John Christensen (played)

December 21, 2018

John Christensen_marker

Played

4.

I’m gonna read every one of these books, I said when I got the box of my father home. I felt the inevitable failure of this vow almost instantly, as I started and then quickly abandoned one of the weightier ones—Michel Foucalt’s Discipline and Punish, an exploration of the ways in which imprisonment serves as the shaping principle at the root of our gruesome civilization. I got only a few pages into it, all of them given over to an excruciatingly specific description of the methodical torture and dismemberment of a criminal in France in the 1700s. Hoping to keep up some measure of momentum, I then opted for the thinnest book in the pile, which I also found impenetrable and fairly quickly abandoned. It was an early work by Erving Goffman about, among other things, the sociology of play. I found within it a printout of a recent email, an indication that my dad had been reading the book within the last few years. I vaguely remember the email, because after Dad wrote it to me, my brother, and my mom, it sat there a while in all our inboxes without a reply. I figured someone should say something, so I replied: “That’s beautiful, Dad.” He printed out my reply and his initial email and saved it. When I cleaned up his room after he died I found versions of the text in his email message in several places. He kept playing with it, trying to get it right.

***

I suppose what I’m trying to do here is describe a transformation.

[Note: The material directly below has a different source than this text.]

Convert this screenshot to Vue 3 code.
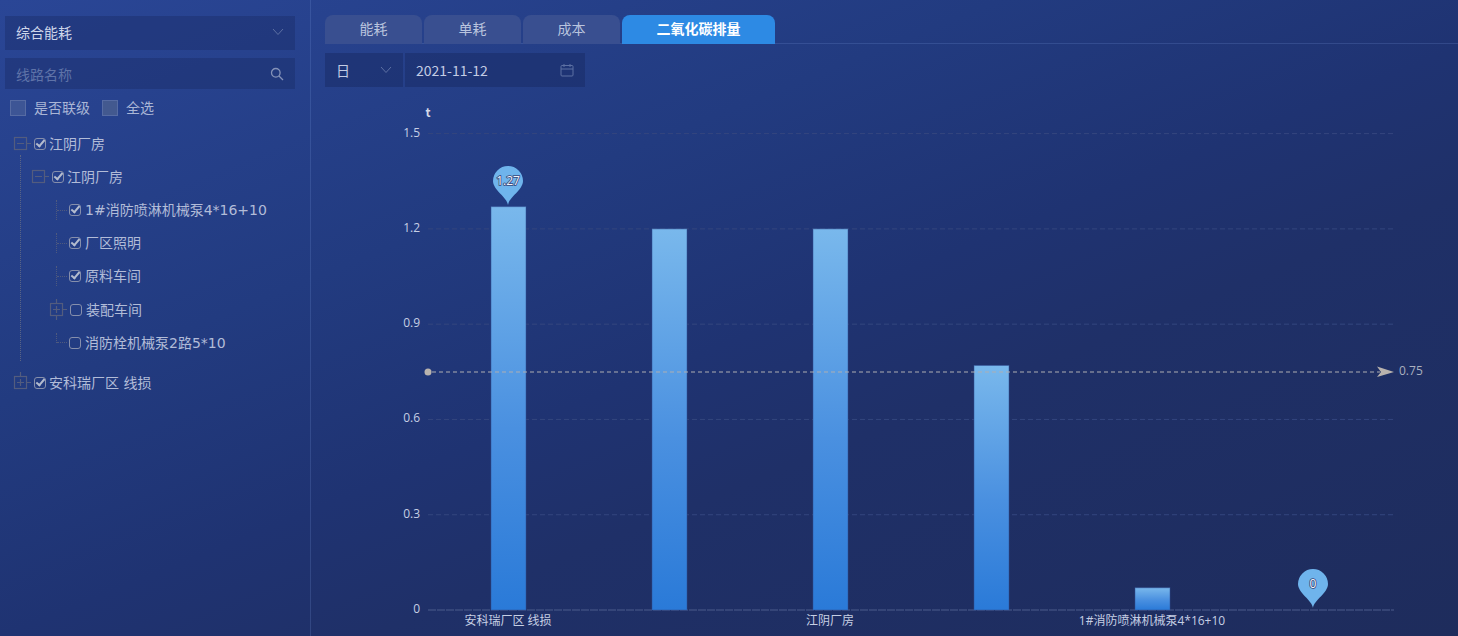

A baseball card that I never cared about or paid any attention to came into my awareness, and a line of text on the back—“John’s brother, Jim, once played minor league ball”—sparked some thoughts about the notion of play, and I decided to try to play with this baseball card with my sons. So I took it and a few others to the kitchen table with some colored pencils and markers and crayons, and I invited my sons to have at it. They lost interest quickly, but not before John Christensen got played with. I like what happened to him. The marker on his face mutes some of what I, upon first discovering the card, initially read as apprehension. Now he seems more like he’s just playing catch. John Christensen was not far from the end here in this 1988 card, but with the thin, crude smear of color across his face he looks to me as if he hasn’t yet moved to the past tense of the word play.

***

In the games my sons prefer playing with me, everyone is always dying. They die, I die. Everyone instantly comes back to new life every time. It’s exhausting. Every time I die I want to stay that way for a little while, but they want there to be no break in the cycle of death to life. I lie there, having, for example, just been smashed to smithereens by a meteor, which is actually a pillow resting on my face. I was Galactus, omnipotent destroyer of worlds! And now for a sweet moment I’m nothing at all. But they squeal at me.

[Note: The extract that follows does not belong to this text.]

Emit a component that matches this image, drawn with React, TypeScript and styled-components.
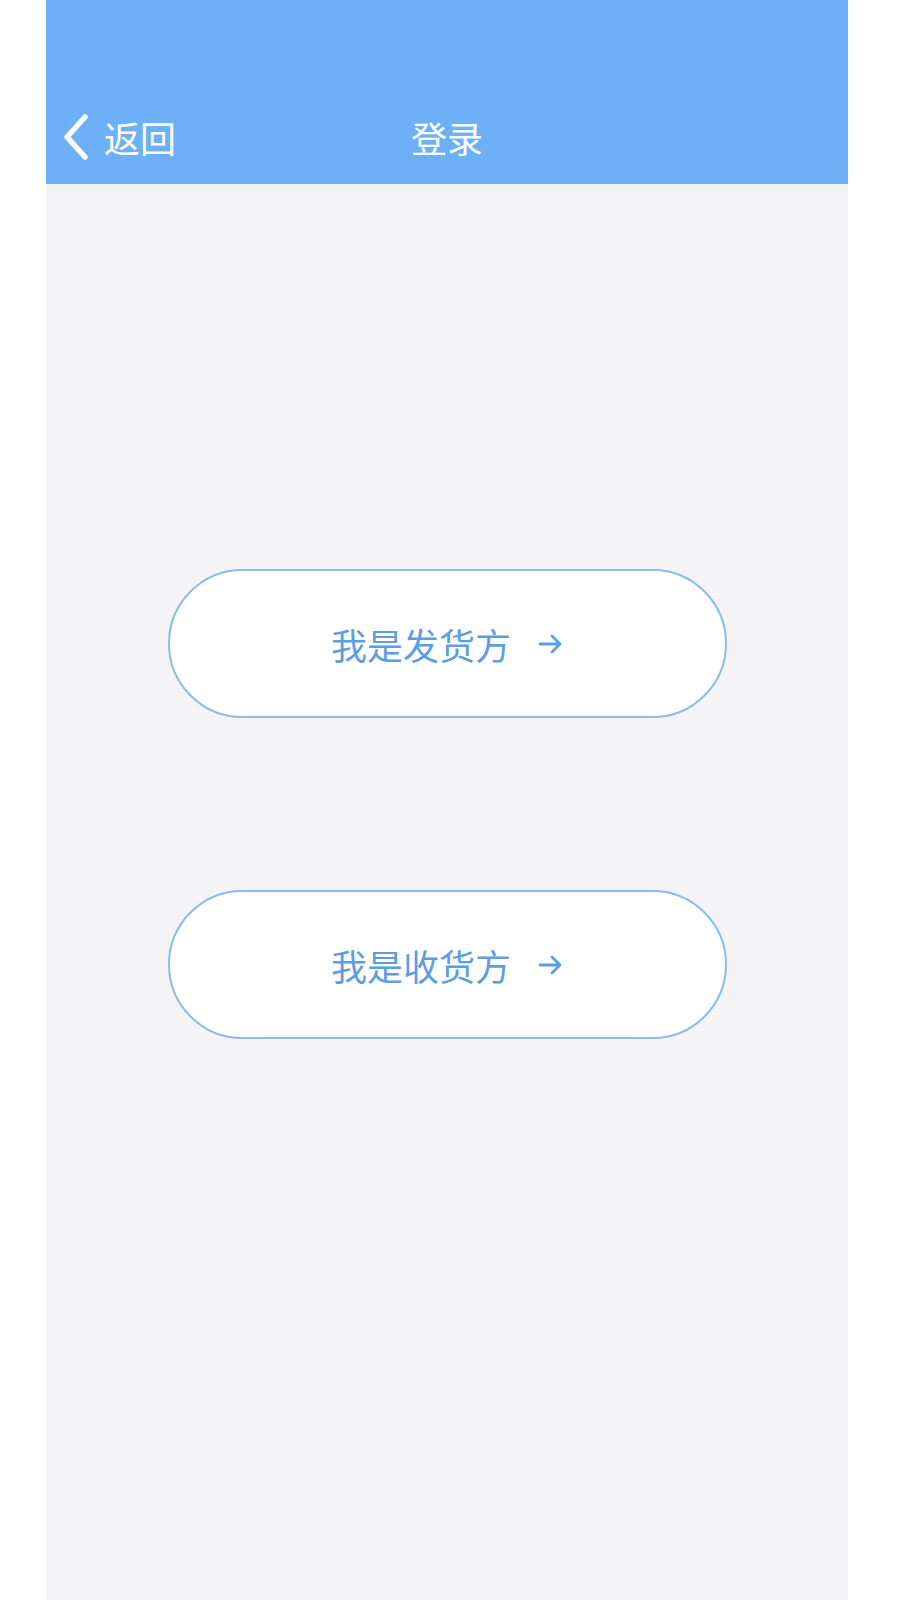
import React from "react";
import styled, { createGlobalStyle } from "styled-components";

const Global = createGlobalStyle`
  html, body { margin: 0; padding: 0; background: #ffffff; }
  body { font-family: "Noto Sans CJK SC", "Noto Sans", sans-serif; }
`;

const Phone = styled.div`
  margin-left: 46px;
  width: 802px;
  min-height: 1600px;
  background: #f4f4f6;
  display: flex;
  flex-direction: column;
`;

const Header = styled.header`
  height: 184px;
  background: #6db0f8;
  box-sizing: border-box;
  padding-top: 95px;
  display: flex;
  align-items: flex-start;
`;

const NavRow = styled.div`
  position: relative;
  flex: 1;
  height: 83px;
  display: flex;
  align-items: center;
  justify-content: center;
`;

const Back = styled.div`
  position: absolute;
  left: 16px;
  top: 0;
  bottom: 0;
  display: flex;
  align-items: center;
  gap: 15px;
  color: #ffffff;
  font-size: 36px;
  font-weight: 400;
  line-height: 1;
`;

const Title = styled.h1`
  margin: 0;
  color: #ffffff;
  font-size: 36px;
  font-weight: 400;
  line-height: 1;
`;

const Main = styled.main`
  display: flex;
  flex-direction: column;
  align-items: center;
  padding-top: 385px;
  gap: 172px;
`;

const RoleButton = styled.button`
  width: 559px;
  height: 149px;
  box-sizing: border-box;
  border: 2px solid #8dbbe8;
  border-radius: 75px;
  background: #ffffff;
  display: flex;
  align-items: center;
  justify-content: center;
  padding: 0;
  gap: 27px;
  color: #5d9ee3;
  font-family: "Noto Sans CJK SC", "Noto Sans", sans-serif;
  font-size: 36px;
  font-weight: 400;
  line-height: 1;
  cursor: pointer;
`;

const Chevron = () => (
  <svg width="27" height="46" viewBox="0 0 27 46" fill="none">
    <path d="M23 3 L5 23 L23 43" stroke="#ffffff" strokeWidth="5.5" strokeLinecap="round" strokeLinejoin="round" />
  </svg>
);

const Arrow = () => (
  <svg width="25" height="22" viewBox="0 0 25 22" fill="none">
    <path d="M2 11 H22 M14 3 L22 11 L14 19" stroke="#5d9ee3" strokeWidth="2.8" strokeLinecap="round" strokeLinejoin="round" />
  </svg>
);

export default function App() {
  return (
    <>
      <Global />
      <Phone>
        <Header>
          <NavRow>
            <Back>
              <Chevron />
              <span>返回</span>
            </Back>
            <Title>登录</Title>
          </NavRow>
        </Header>
        <Main>
          <RoleButton>
            <span>我是发货方</span>
            <Arrow />
          </RoleButton>
          <RoleButton>
            <span>我是收货方</span>
            <Arrow />
          </RoleButton>
        </Main>
      </Phone>
    </>
  );
}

“Daddy, who are you now? Daddy, who are you now?”

***

Exactly thirty years ago today, John Christensen went from being someone playing major league baseball to someone who once played major league baseball. On December 21, 1988, he was released by the Minnesota Twins, bringing his major league career to an end. I can’t find anything about him after his career ended. Most former major leaguers show up somewhere in post-career incarnations on the internet, but John Christensen seems to have existed only insofar as he was actively engaged in play.

***

As long as you’re alive, you’re in play. Even into his nineties my father kept writing and rewriting that brief cluster of words that I found in the Erving Goffman book and all over his room. He kept wrestling with big ideas all the way to the end. Here’s his manifesto:

Life is a metabolic process of transformation of energy into increasingly complex, diverse, self-reproducing and evolving structures of matter-energy.

The meaning of life—a productive/creative activity—is life itself; the goal of life is more life: more diversity, more creativity, more consciousness, more and deeper understanding of life.